While the Harper government has been vociferous in its attack against other approaches to controlling emissions, Canada's policy of regulating industry by industry has drawn scorn not just from environmentalists but also other countries.

In Canada, the federal environmental commissioner and the now-defunct National Roundtable on the Environment and the Economy have both said this approach is not enough to meet the country's 2020 emissions target.

Environmental organizations say Canada lacks credibility at the bargaining table as countries seek to replace the expiring Kyoto protocol with another binding international treaty to limit global warming.

"Right now (we're) well on path for global pariah, heads too buried in the tar sands to see the coming storms," Cameron Fenton, national director of the Canadian Youth Climate Coalition, said in a blog this week.

Canada has an "enormous gap" between its global commitment to reduce emissions and the plans it has introduced so far, Partington added. Since Ottawa has already included emissions from the tailpipe regulations in its tally, Tuesday's announcement won't actually take Canada any closer to meeting its 2020 promise to reduce emissions by 17 per cent below 2005 levels, he said.

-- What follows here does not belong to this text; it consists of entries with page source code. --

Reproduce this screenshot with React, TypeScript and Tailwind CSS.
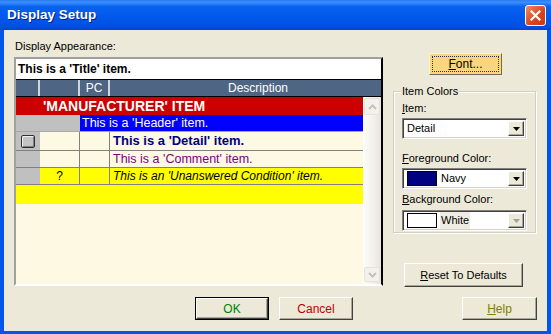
import React from 'react';

const ui = { fontFamily: '"Liberation Sans", Arial, sans-serif' };

const raised =
  'border border-t-white border-l-white border-r-[#404040] border-b-[#404040] shadow-[inset_-1px_-1px_0_#ACA899]';
const sunken =
  'border border-t-[#808080] border-l-[#808080] border-r-white border-b-white shadow-[inset_1px_1px_0_#404040,inset_-1px_-1px_0_#D4D0C8]';

function Chevron({ up }: { up?: boolean }) {
  return (
    <svg width="9" height="6" viewBox="0 0 9 6">
      <path
        d={up ? 'M1 5 L4.5 1.5 L8 5' : 'M1 1 L4.5 4.5 L8 1'}
        fill="none"
        stroke="#C4C2B8"
        strokeWidth="2"
      />
    </svg>
  );
}

function Arrow({ disabled }: { disabled?: boolean }) {
  return (
    <div className={`w-[16px] h-full bg-[#ECE9D8] ${raised} flex items-center justify-center`}>
      <svg width="7" height="4" viewBox="0 0 7 4">
        <path d="M0 0 H7 L3.5 4 Z" fill={disabled ? '#A0A0A0' : '#000'} />
      </svg>
    </div>
  );
}

function Combo({ children, disabled }: { children: React.ReactNode; disabled?: boolean }) {
  return (
    <div className={`h-[21px] w-[125px] bg-white ${sunken} flex items-stretch p-[2px]`}>
      <div className="flex-1 flex items-center text-[11px]">{children}</div>
      <Arrow disabled={disabled} />
    </div>
  );
}

function Btn({ children, className = '', isDefault = false }: { children: React.ReactNode; className?: string; isDefault?: boolean }) {
  const inner = (
    <div className={`h-full w-full bg-[#ECE9D8] ${raised} flex items-center justify-center text-[11px]`}>{children}</div>
  );
  return isDefault ? (
    <div className={`border border-black ${className}`}>{inner}</div>
  ) : (
    <div className={className}>{inner}</div>
  );
}

export default function App() {
  return (
    <div className="w-[551px] h-[334px] bg-[#0055EA] flex flex-col overflow-hidden" style={ui}>
      {/* title bar */}
      <div className="h-[30px] flex items-center pl-[7px] pr-[5px] bg-[linear-gradient(to_bottom,#2A7CF5_0%,#3C8EFF_8%,#0862EE_22%,#0058EC_60%,#0050E0_90%,#0044CC_100%)]">
        <span className="text-white font-bold text-[13.5px] [text-shadow:1px_1px_0_#0A1E80]">
          Display Setup
        </span>
        <div className="ml-auto w-[21px] h-[21px] rounded-[3px] border border-white bg-[linear-gradient(135deg,#F08A64,#D9431B_60%,#C93A16)] flex items-center justify-center">
          <svg width="11" height="11" viewBox="0 0 11 11">
            <path d="M1.5 1.5 L9.5 9.5 M9.5 1.5 L1.5 9.5" stroke="white" strokeWidth="2.2" strokeLinecap="square" />
          </svg>
        </div>
      </div>

      {/* body */}
      <div className="flex-1 mx-[4px] mb-[3px] bg-[#ECE9D8] flex flex-col pt-[10px] text-[11px] text-black">
        <div className="flex pl-[10px]">
          {/* left */}
          <div className="w-[369px] flex flex-col">
            <div className="h-[12px] leading-[12px] pl-[1px]">Display Appearance:</div>
            <div className="mt-[5px] h-[229px] border-2 border-t-[#A0A0A0] border-l-[#A0A0A0] border-r-black border-b-white flex flex-col">
              <div className="h-[21px] bg-white flex items-center pl-[2px] text-[12px] font-bold border-b border-black">
                This is a 'Title' item.
              </div>
              <div className="h-[17px] bg-[#4E6584] text-white text-[12px] flex border-b border-black">
                <div className="w-[24px] border-r-2 border-[#D0D6E0]" />
                <div className="w-[40px] border-r-2 border-[#D0D6E0]" />
                <div className="w-[30px] border-r-2 border-[#D0D6E0] flex items-center justify-center">PC</div>
                <div className="flex-1 flex items-center pl-[118px]">Description</div>
              </div>
              <div className="flex-1 flex bg-[#FEF9E3]">
                <div className="w-[347px] flex flex-col text-[12.5px]">
                  <div className="h-[18px] bg-[#CC0000] text-white font-bold text-[14px] flex items-center pl-[27px]">
                    'MANUFACTURER' ITEM
                  </div>
                  <div className="h-[16px] flex">
                    <div className="w-[64px] bg-[#C0C0C0]" />
                    <div className="flex-1 bg-[#0000FF] text-white flex items-center pl-[2px]">This is a 'Header' item.</div>
                  </div>
                  <div className="h-[19px] flex border-t border-[#A8A8A8]">
                    <div className="w-[24px] bg-[#C0C0C0] flex items-center justify-center">
                      <div className="w-[14px] h-[13px] rounded-[2px] border border-[#303030] bg-[#C4C4C4] shadow-[inset_1px_1px_0_#F0F0F0,inset_-1px_-1px_0_#808080]" />
                    </div>
                    <div className="w-[40px] border-r border-[#808080]" />
                    <div className="w-[30px] border-r border-[#808080]" />
                    <div className="flex-1 flex items-center pl-[3px] font-bold text-[13px] text-[#000080]">
                      This is a 'Detail' item.
                    </div>
                  </div>
                  <div className="h-[17px] flex border-t border-[#808080]">
                    <div className="w-[24px] bg-[#C0C0C0]" />
                    <div className="w-[40px] border-r border-[#808080]" />
                    <div className="w-[30px] border-r border-[#808080]" />
                    <div className="flex-1 flex items-center pl-[3px] text-[#800080]">This is a 'Comment' item.</div>
                  </div>
                  <div className="h-[17px] flex border-t border-[#808080] bg-[#FFFF00]">
                    <div className="w-[24px] bg-[#C0C0C0]" />
                    <div className="w-[40px] border-r border-[#808080] flex items-center justify-center text-[12px]">?</div>
                    <div className="w-[30px] border-r border-[#808080]" />
                    <div className="flex-1 flex items-center pl-[3px] italic text-[12px]">This is an 'Unanswered Condition' item.</div>
                  </div>
                  <div className="h-[20px] border-t border-[#808080] bg-[#FFFF00]" />
                </div>
                {/* scrollbar */}
                <div className="w-[18px] flex flex-col items-center py-[1px] bg-[linear-gradient(to_right,#FDFDFA,#F1F0EA_60%,#E6E4DC)]">
                  <div className="w-[16px] h-[17px] rounded-[2px] border border-[#E4E2D9] bg-[#F2F1EB] flex items-center justify-center">
                    <Chevron up />
                  </div>
                  <div className="flex-1" />
                  <div className="w-[16px] h-[15px] rounded-[2px] border border-[#E4E2D9] bg-[#F2F1EB] flex items-center justify-center mb-[1px]">
                    <Chevron />
                  </div>
                </div>
              </div>
            </div>
          </div>

          {/* right */}
          <div className="ml-[10px] w-[143px] flex flex-col">
            <div className="mt-[13px] ml-[36px] w-[73px] h-[22px] bg-[#FBD67E] border border-t-[#FFF4D0] border-l-[#FFF4D0] border-r-[#6E6A5C] border-b-[#6E6A5C] p-[2px]">
              <div className="h-full border border-dotted border-[#1F2A8A] flex items-center justify-center text-[12px]">
                <span><u>F</u>ont...</span>
              </div>
            </div>
            <div className="relative mt-[16px] h-[142px] border border-[#D0D0BF] shadow-[inset_1px_1px_0_#FFFFFF,1px_1px_0_#FFFFFF] px-[8px] pt-[10px]">
              <span className="absolute -top-[7px] left-[7px] bg-[#ECE9D8] px-[1px] leading-[12px]">Item Colors</span>
              <div className="h-[12px] leading-[12px]"><u>I</u>tem:</div>
              <div className="mt-[4px]">
                <Combo>
                  <span className="pl-[2px]">Detail</span>
                </Combo>
              </div>
              <div className="mt-[13px] h-[12px] leading-[12px]"><u>F</u>oreground Color:</div>
              <div className="mt-[4px]">
                <Combo>
                  <div className="ml-[2px] w-[30px] h-[15px] bg-[#000080] border border-black" />
                  <span className="ml-[4px]">Navy</span>
                </Combo>
              </div>
              <div className="mt-[4px] h-[12px] leading-[12px]"><u>B</u>ackground Color:</div>
              <div className="mt-[5px]">
                <Combo disabled>
                  <div className="ml-[2px] w-[30px] h-[15px] bg-white border border-black" />
                  <span className="ml-[3px] px-[1px] bg-[#EFEDE3]">White</span>
                </Combo>
              </div>
            </div>
            <Btn className="mt-[30px] ml-[11px] w-[119px] h-[24px]">
              <span><u>R</u>eset To Defaults</span>
            </Btn>
          </div>
        </div>

        {/* bottom buttons */}
        <div className="flex mt-[10px] pl-[191px] pr-[10px]">
          <Btn isDefault className="w-[74px] h-[23px]">
            <span className="text-[#008000] text-[12px]">OK</span>
          </Btn>
          <Btn className="ml-[10px] w-[74px] h-[23px]">
            <span className="text-[#C00000] text-[12px]">Cancel</span>
          </Btn>
          <Btn className="ml-auto w-[75px] h-[23px]">
            <span className="text-[#808000] text-[12px]"><u>H</u>elp</span>
          </Btn>
        </div>
      </div>
    </div>
  );
}
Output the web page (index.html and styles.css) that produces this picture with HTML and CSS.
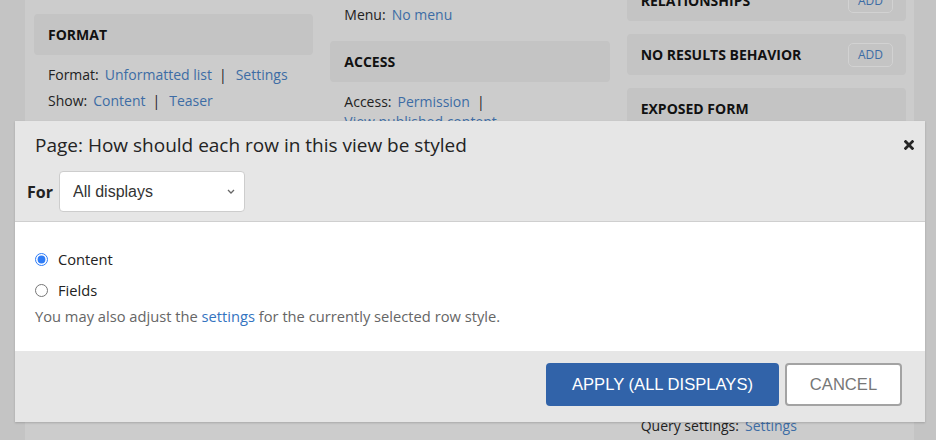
FILE: index.html
```html
<!DOCTYPE html>
<html lang="en">
<head>
  <meta charset="UTF-8">
  <meta name="viewport" content="width=device-width, initial-scale=1">
  <title>Views - Row style</title>
  <link rel="stylesheet" href="styles.css">
</head>
<body>

  <!-- Pagina de fondo (atenuada por el dialogo) -->
  <div class="page">
    <div class="columns">

      <div class="col col-1">
        <div class="section">
          <div class="section-head">Format</div>
          <div class="section-items">
            <div class="item"><span class="lbl">Format:</span><a href="#">Unformatted list</a><span class="sep">|</span><a href="#">Settings</a></div>
            <div class="item"><span class="lbl">Show:</span><a href="#">Content</a><span class="sep">|</span><a href="#">Teaser</a></div>
          </div>
        </div>
        <div class="section">
          <div class="section-head">Fields</div>
          <div class="section-items">
            <div class="item">The selected style or row format does not use fields.</div>
          </div>
        </div>
      </div>

      <div class="col col-2">
        <div class="section-items first">
          <div class="item"><span class="lbl">Menu:</span><a href="#">No menu</a></div>
        </div>
        <div class="section">
          <div class="section-head">Access</div>
          <div class="section-items">
            <div class="item"><span class="lbl">Access:</span><a href="#">Permission</a><span class="sep">|</span> <a href="#">View published content</a></div>
          </div>
        </div>
      </div>

      <div class="col col-3">
        <div class="section empty">
          <div class="section-head">Relationships <a class="add" href="#">Add</a></div>
        </div>
        <div class="section empty">
          <div class="section-head">No results behavior <a class="add" href="#">Add</a></div>
        </div>
        <div class="section">
          <div class="section-head">Exposed form</div>
          <div class="section-items">
            <div class="item"><span class="lbl">Exposed form in block:</span><a href="#">No</a></div>
            <div class="item"><span class="lbl">Exposed form style:</span><a href="#">Basic</a><span class="sep">|</span><a href="#">Settings</a></div>
          </div>
        </div>
        <div class="section other">
          <div class="section-head">Other</div>
          <div class="section-items">
            <div class="item"><span class="lbl">Machine Name:</span><a href="#">page_1</a></div>
            <div class="item"><span class="lbl">Administrative comment:</span><a href="#">None</a></div>
            <div class="item"><span class="lbl">Use AJAX:</span><a href="#">No</a></div>
            <div class="item"><span class="lbl">Hide attachments in summary:</span><a href="#">No</a></div>
            <div class="item"><span class="lbl">Contextual links:</span><a href="#">Shown</a></div>
            <div class="item"><span class="lbl">Use aggregation:</span><a href="#">No</a></div>
            <div class="item"><span class="lbl">Query settings:</span><a href="#">Settings</a></div>
          </div>
        </div>
      </div>

    </div>
  </div>

  <!-- Dialogo -->
  <div class="dialog">
    <div class="dialog-head">
      <div class="dialog-title-row">
        <h1 class="dialog-title">Page: How should each row in this view be styled</h1>
        <button class="dialog-close" type="button" aria-label="Close">
          <svg width="10" height="10" viewBox="0 0 10 10"><path d="M1.6 1.6 L8.4 8.4 M8.4 1.6 L1.6 8.4" stroke="#262626" stroke-width="2.8" stroke-linecap="square"/></svg>
        </button>
      </div>
      <div class="for-row">
        <label class="for-label" for="override">For</label>
        <div class="select-wrap">
          <select id="override">
            <option>All displays</option>
            <option>This page (override)</option>
          </select>
          <svg class="chevron" width="8" height="5" viewBox="0 0 8 5"><path d="M1 1 L4 4 L7 1" fill="none" stroke="#666" stroke-width="1.3"/></svg>
        </div>
      </div>
    </div>

    <div class="dialog-body">
      <div class="radios">
        <label class="radio-row"><input type="radio" name="row" checked> Content</label>
        <label class="radio-row"><input type="radio" name="row"> Fields</label>
      </div>
      <div class="description">You may also adjust the <a href="#">settings</a> for the currently selected row style.</div>
    </div>

    <div class="dialog-foot">
      <button class="btn btn-primary" type="button">Apply (all displays)</button>
      <button class="btn btn-cancel" type="button">Cancel</button>
    </div>
  </div>

</body>
</html>
```

FILE: styles.css
```css
body {
  margin: 0;
  background: #c4c4c4;
  font-family: 'Open Sans', sans-serif;
  font-size: 14px;
  color: #222;
  overflow: hidden;
  position: relative;
  height: 440px;
}

a {
  color: #3d6ca5;
  text-decoration: none;
}

/* Pagina de fondo */
.page {
  margin: 0 22px 0 25px;
  background: #cccccc;
  height: 440px;
}

.columns {
  display: grid;
  grid-template-columns: 1fr 1fr 1fr;
  gap: 17px;
  padding: 0 8px 0 9px;
}

.col-1 { padding-top: 14px; }
.col-2 { padding-top: 5px; }
.col-3 { margin-top: -20px; }

.section {
  margin-bottom: 10px;
}

.section.empty {
  margin-bottom: 13px;
}

.section.other {
  margin-top: 24px;
}

.section-head {
  display: flex;
  align-items: center;
  justify-content: space-between;
  height: 41px;
  padding: 0 13px 0 14px;
  background: #c4c4c4;
  border-radius: 4px;
  font-weight: 700;
  text-transform: uppercase;
  color: #111;
}

.add {
  font-weight: 400;
  font-size: 12px;
  padding: 0 9px;
  line-height: 22px;
  border: 1px solid #d2d2d2;
  border-radius: 5px;
  color: #3d6ca5;
}

.section-items {
  padding: 10px 14px 0;
}

.section-items.first {
  padding-top: 0;
  margin-bottom: 16px;
}

.item {
  line-height: 20px;
  margin-bottom: 6px;
}

.item a {
  white-space: nowrap;
}

.lbl {
  margin-right: 6px;
}

.sep {
  margin: 0 9px 0 7px;
}

/* Dialogo */
.dialog {
  position: absolute;
  left: 15px;
  top: 121px;
  width: 910px;
  background: #e6e6e6;
  box-shadow: 0 1px 2px rgba(0, 0, 0, 0.18);
}

.dialog-head {
  border-bottom: 1px solid #cfcfcf;
  padding-bottom: 9px;
}

.dialog-title-row {
  display: flex;
  align-items: center;
  justify-content: space-between;
  padding: 12px 11px 0 20px;
}

.dialog-title {
  margin: 0;
  font-size: 19px;
  font-weight: 400;
  line-height: 24px;
  color: #232323;
}

.dialog-close {
  border: none;
  background: none;
  padding: 0;
  width: 10px;
  height: 10px;
  display: flex;
  cursor: pointer;
}

.for-row {
  display: flex;
  align-items: center;
  gap: 6px;
  padding: 14px 0 0 12px;
}

.for-label {
  font-weight: 700;
  font-size: 16px;
  color: #222;
}

.select-wrap {
  position: relative;
  display: flex;
}

.select-wrap select {
  appearance: none;
  -webkit-appearance: none;
  width: 186px;
  height: 41px;
  padding: 0 24px 0 13px;
  border: 1px solid #cdcdcd;
  border-radius: 4px;
  background: #fff;
  font-family: 'Liberation Sans', Arial, sans-serif;
  font-size: 16px;
  color: #333;
}

.chevron {
  position: absolute;
  right: 10px;
  top: 18px;
  pointer-events: none;
}

.dialog-body {
  background: #fff;
  padding: 27px 20px 25px;
  font-size: 14.7px;
}

.radios {
  display: flex;
  flex-direction: column;
  gap: 11px;
}

.radio-row {
  display: flex;
  align-items: center;
  height: 20px;
  color: #222;
}

.radio-row input {
  margin: 0 10px 0 0;
  width: 13px;
  height: 13px;
  accent-color: #2f7cf6;
}

.description {
  margin-top: 6px;
  line-height: 20px;
  color: #666;
}

.description a {
  color: #3474bf;
}

.dialog-foot {
  display: flex;
  justify-content: flex-end;
  gap: 6px;
  padding: 12px 23px 16px 0;
}

.btn {
  height: 43px;
  border-radius: 4px;
  font-family: 'Liberation Sans', Arial, sans-serif;
  font-size: 16.6px;
  text-transform: uppercase;
  cursor: pointer;
}

.btn-primary {
  width: 233px;
  background: #3163a9;
  border: none;
  color: #fff;
}

.btn-cancel {
  width: 117px;
  background: #fff;
  border: 2px solid #a3a3a3;
  color: #777;
}
```
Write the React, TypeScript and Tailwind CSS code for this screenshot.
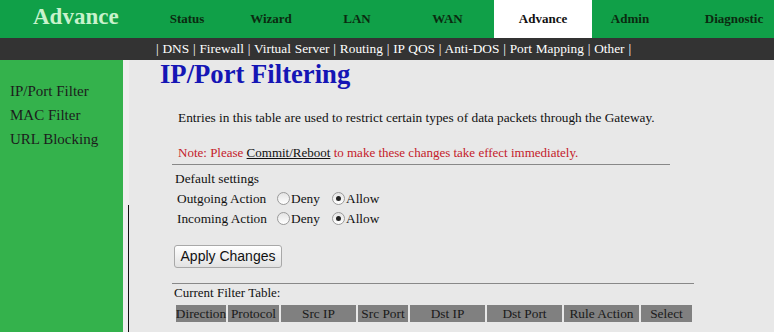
import React from "react";

const serif = { fontFamily: '"Liberation Serif", "Times New Roman", serif' };

function Radio({ checked }: { checked?: boolean }) {
  return (
    <span className="inline-flex items-center justify-center w-[13px] h-[13px] rounded-full border border-[#9a9a9a] bg-gradient-to-b from-[#e4e4e4] to-white">
      {checked && <span className="w-[5px] h-[5px] rounded-full bg-[#222]" />}
    </span>
  );
}

const navs: { label: string; w: string; active?: boolean }[] = [
  { label: "Status", w: "w-[84px]" },
  { label: "Wizard", w: "w-[84px]" },
  { label: "LAN", w: "w-[88px]" },
  { label: "WAN", w: "w-[93px]" },
  { label: "Advance", w: "w-[98px]", active: true },
  { label: "Admin", w: "w-[76px]" },
  { label: "Diagnostic", w: "w-[106px]" },
];

const cols: { label: string; w: string }[] = [
  { label: "Direction", w: "w-[50px]" },
  { label: "Protocol", w: "w-[51px]" },
  { label: "Src IP", w: "w-[75px]" },
  { label: "Src Port", w: "w-[50px]" },
  { label: "Dst IP", w: "w-[75px]" },
  { label: "Dst Port", w: "w-[75px]" },
  { label: "Rule Action", w: "w-[75px]" },
  { label: "Select", w: "w-[51px]" },
];

export default function App() {
  return (
    <div className="w-[774px] h-[332px] overflow-hidden bg-[#e8e8e8] flex flex-col" style={serif}>
      <div className="h-[38px] bg-[#10a048] flex items-stretch">
        <div className="w-[145px] flex items-center pl-[33px] text-[23px] font-bold text-[#c8f2cc] leading-none pb-[6px]">
          Advance
        </div>
        {navs.map((n) => (
          <div
            key={n.label}
            className={`${n.w} flex items-center justify-center text-[13px] font-bold ${
              n.active ? "bg-white text-[#111]" : "text-[#0b2a10]"
            } ${n.label === "Diagnostic" ? "pl-[26px]" : ""}`}
          >
            {n.label}
          </div>
        ))}
      </div>
      <div className="h-[22px] bg-[#333333] flex items-center justify-center text-white text-[13.33px] pl-[13px] [word-spacing:0.5px]">
        | DNS | Firewall | Virtual Server | Routing | IP QOS | Anti-DOS | Port Mapping | Other |
      </div>
      <div className="flex flex-1">
        <div className="w-[123px] bg-[#34b24c] pt-[19px] pl-[10px] text-[15px] text-[#1c1c1c] leading-[24px]">
          <div>IP/Port Filter</div>
          <div>MAC Filter</div>
          <div>URL Blocking</div>
        </div>
        <div className="w-[6px] flex flex-col bg-[#eeeeee]">
          <div className="h-[145px]" />
          <div className="flex-1 border-r border-[#111]" />
        </div>
        <div className="flex-1 flex flex-col text-[13.33px] text-[#111]">
          <div className="ml-[31px] -mt-[1px] text-[26.67px] font-bold text-[#1515b5] leading-[30px]">
            IP/Port Filtering
          </div>
          <div className="ml-[49px] mt-[21px] leading-[16px]">
            Entries in this table are used to restrict certain types of data packets through the Gateway.
          </div>
          <div className="ml-[49px] mt-[19px] leading-[16px] text-[13px] text-[#c4202a]">
            Note: Please <span className="text-[#111] underline">Commit/Reboot</span> to make these changes take effect immediately.
          </div>
          <div className="ml-[43px] mt-[3px] w-[498px] h-[1px] bg-[#888]" />
          <div className="ml-[46px] mt-[6px] leading-[16px]">Default settings</div>
          <div className="ml-[48px] mt-[3px] leading-[17px] flex items-center">
            <span className="w-[100px]">Outgoing Action</span>
            <Radio />
            <span className="ml-[1px] w-[41px]">Deny</span>
            <Radio checked />
            <span className="ml-[1px]">Allow</span>
          </div>
          <div className="ml-[48px] mt-[3px] leading-[17px] flex items-center">
            <span className="w-[100px]">Incoming Action</span>
            <Radio />
            <span className="ml-[1px] w-[41px]">Deny</span>
            <Radio checked />
            <span className="ml-[1px]">Allow</span>
          </div>
          <div className="ml-[45px] mt-[18px]">
            <button
              className="w-[108px] h-[23px] rounded-[3px] border border-[#a8a8a8] bg-gradient-to-b from-white to-[#e2e2e2] text-[14px] text-[#111] flex items-center justify-center"
              style={{ fontFamily: '"Liberation Sans", Arial, sans-serif' }}
            >
              Apply Changes
            </button>
          </div>
          <div className="ml-[43px] mt-[15px] w-[522px] h-[1px] bg-[#888]" />
          <div className="ml-[45px] mt-[1px] text-[13px] leading-[16px]">Current Filter Table:</div>
          <div className="ml-[47px] mt-[4px] flex gap-[2px]">
            {cols.map((c) => (
              <div
                key={c.label}
                className={`${c.w} h-[17px] bg-[#808080] flex items-center justify-center text-[13.33px] text-[#1a1a1a] whitespace-nowrap`}
              >
                {c.label}
              </div>
            ))}
          </div>
        </div>
      </div>
    </div>
  );
}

But Kent said he will tackle his critics head-on in Doha.

"There's an awful lot of misinformation out there and no little amount of disinformation about Canada's commitment towards climate change, both in terms of mitigation and adaptation," he said. "We'll be meeting with the media, we'll be meeting with our colleagues in the major economies' forum, to talk about the things we are doing.

"We'll refresh the memory of folks who don't know or who don't want to know that our sector-by-sector approach has taken us halfway to our 2020 targets."

But Kent will not be taking any promises of money to the United Nations talks in Doha.

The top U.N. climate official as well as many environmental groups are pleading with developed countries to live up to a commitment to help poor countries deal with and prevent more climate change.

Time has run out for a $30-billion, three-year global fund that was meant to kick-start a larger $100-billion-a-year fund partly financed by the private sector. But the larger fund is still empty.

No one should expect the Doha talks to change that, Kent said.

"This isn't a pledging conference," he said, adding that he will make that clear at the meetings.

He said the private sector needs to be heavily involved in the Green Fund financing. But Canada has traditionally opposed a tax on financial transactions — one of the leading options to raise private-sector money.

Countries including Canada have committed to do what it takes to limit global warming to two degrees above pre-industrial levels. But the International Energy Agency projects about 3.6 degrees in warming, even after all recent commitments are taken into account.

Related on HuffPost:

Loading Slideshow...
  • 1. Crude Oil Prices

    It starts with crude oil. Although Canada may produce more oil than it consumes, the country is at the mercy of global markets for the commodity. Increased Middle East instability, sparked by popular uprisings, has lead to concerns about supply. Better-than-expected economic growth, especially in developing nations such as China and India, has also increased demand. (AP Photo/Hasan Jamali)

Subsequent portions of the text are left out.